I guess I don’t sound like too much of a team player, do I? That’s not entirely fair. Compromises will be made by both me and my mister, because at the end of the day, if I get to be my own person, so does he. The challenge is finding someone whose goals happen to be compatible with mine…and I don’t just mean retiring early to a villa in Tuscany.

Meet Me in the Meat Market

luuuurve in the produce department... so that's how guacamole is made...

I’ve always believed that supermarkets are the best place to play the pick-up game. Bars and clubs are unoriginal, expected, and often bothersome. But a flirtation in the oil and vinegar aisle, on the other hand, is surprisingly refreshing and thoroughly endearing.

You can gather more reconnaissance on a stroll past the cereals than during a 5-minute speed date. How a person moves through the produce section is extremely revealing, and a quick survey of a person’s shopping cart items easily helps you determine compatibility. Plus, there are few conversation starters as effective as a mutual interest in wild sockeye salmon recipes.

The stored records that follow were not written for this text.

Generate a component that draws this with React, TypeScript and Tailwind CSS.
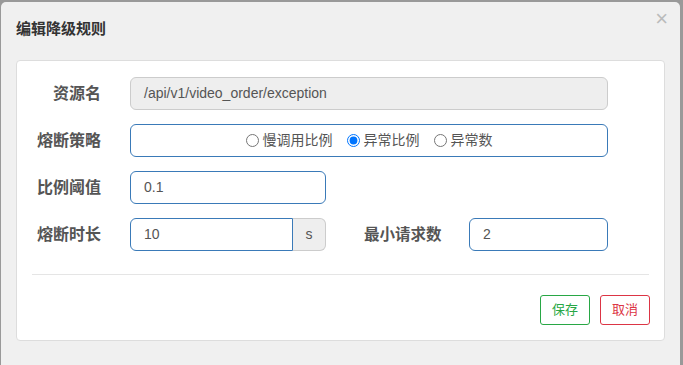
import React from 'react'

const cjk = { fontFamily: '"Liberation Sans", "Noto Sans CJK SC", sans-serif' }

const strategies = [
  { id: 'slow', label: '慢调用比例', checked: false },
  { id: 'ratio', label: '异常比例', checked: true },
  { id: 'count', label: '异常数', checked: false },
]

const Label = ({ children }: { children: React.ReactNode }) => (
  <label className="w-[84px] shrink-0 text-right text-[16px] font-bold text-[#555]">{children}</label>
)

const App = () => {
  return (
    <div className="w-[683px] h-[365px] overflow-hidden bg-[#999] pl-[1px] pt-[2px]" style={cjk}>
      <div className="relative w-[679px] h-[363px] rounded-t-[5px] bg-[#f0f0f0] px-[15px]">
        <button className="absolute right-[12px] top-[6px] text-[22px] leading-none text-[#bbb]">×</button>
        <h4 className="pt-[17px] text-[15px] font-bold leading-[20px] text-[#333]">编辑降级规则</h4>

        <div className="mt-[21px] h-[281px] w-[649px] rounded-[4px] border border-[#ddd] bg-white">
          <div className="flex flex-col gap-[14px] pt-[16px]">
            <div className="flex items-center">
              <Label>资源名</Label>
              <div className="ml-[29px] flex h-[33px] w-[478px] items-center rounded-[6px] border border-[#ccc] bg-[#eee] px-[13px] text-[14px] text-[#555]">
                /api/v1/video_order/exception
              </div>
            </div>

            <div className="flex items-center">
              <Label>熔断策略</Label>
              <div className="ml-[29px] flex h-[33px] w-[478px] items-center justify-center gap-[14px] rounded-[6px] border border-[#3a7ab8] text-[14px] text-[#555]">
                {strategies.map((s) => (
                  <label key={s.id} className="flex items-center gap-[4px]">
                    <input type="radio" name="strategy" defaultChecked={s.checked} className="m-0 h-[13px] w-[13px]" />
                    <span>{s.label}</span>
                  </label>
                ))}
              </div>
            </div>

            <div className="flex items-center">
              <Label>比例阈值</Label>
              <div className="ml-[29px] flex h-[33px] w-[196px] items-center rounded-[6px] border border-[#3a7ab8] px-[13px] text-[14px] text-[#555]">
                0.1
              </div>
            </div>

            <div className="flex items-center">
              <Label>熔断时长</Label>
              <div className="ml-[29px] flex h-[33px] w-[196px]">
                <div className="flex flex-1 items-center rounded-l-[6px] border border-[#3a7ab8] px-[13px] text-[14px] text-[#555]">
                  10
                </div>
                <div className="flex w-[33px] items-center justify-center rounded-r-[6px] border border-l-0 border-[#ccc] bg-[#eee] text-[14px] text-[#555]">
                  s
                </div>
              </div>
              <div className="ml-[38px] w-[80px] text-[15.5px] font-bold text-[#555]">最小请求数</div>
              <div className="ml-[25px] flex h-[33px] w-[139px] items-center rounded-[6px] border border-[#3a7ab8] px-[13px] text-[14px] text-[#555]">
                2
              </div>
            </div>
          </div>

          <div className="mx-[15px] mt-[23px] border-t border-[#e5e5e5]" />

          <div className="mr-[14px] mt-[20px] flex justify-end gap-[10px]">
            <button className="h-[30px] w-[50px] rounded-[3px] border border-[#28a745] text-[13px] text-[#28a745]">保存</button>
            <button className="h-[30px] w-[50px] rounded-[3px] border border-[#dc3545] text-[13px] text-[#dc3545]">取消</button>
          </div>
        </div>
      </div>
    </div>
  )
}

export default App
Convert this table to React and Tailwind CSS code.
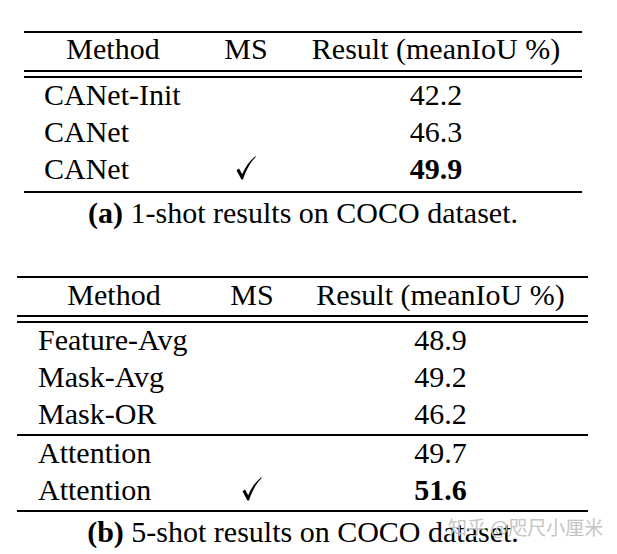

Yes, Whole Foods is the new OkCupid.

Today, I found an admirer while stocking on my Stoneyfield Farms maple-vanilla yogurt. There were smiles and waves before we went our separate ways, crossing paths and waving again in front of the wheels of parmigano regiano and the shelves packed with tea. Finally, as I waited in line for my iced latte, I felt a tug at my shopping basket. Before I could turn around, a white fluffy blanket hit my face.

I’ve had some pretty forward advances in my time, but no one’s ever thrown their bedding at me before… at least, not in public. He was pretty serious.

It was then his mother apologized. “He just turned 3. And I thought the twos were terrible!”

“I think I’m a little old for you, tyke,” I said as I handed the toddler back his blankie.

Okay, so it wasn’t the 6′, blue-eyed, dark-haired, wedding-band-less 30-something who smiled at me when I crashed into him while reaching for a head of radicchio, but this toddler dug me. And attention from a cute boy, even if he’s in a diaper, should never fail to flatter.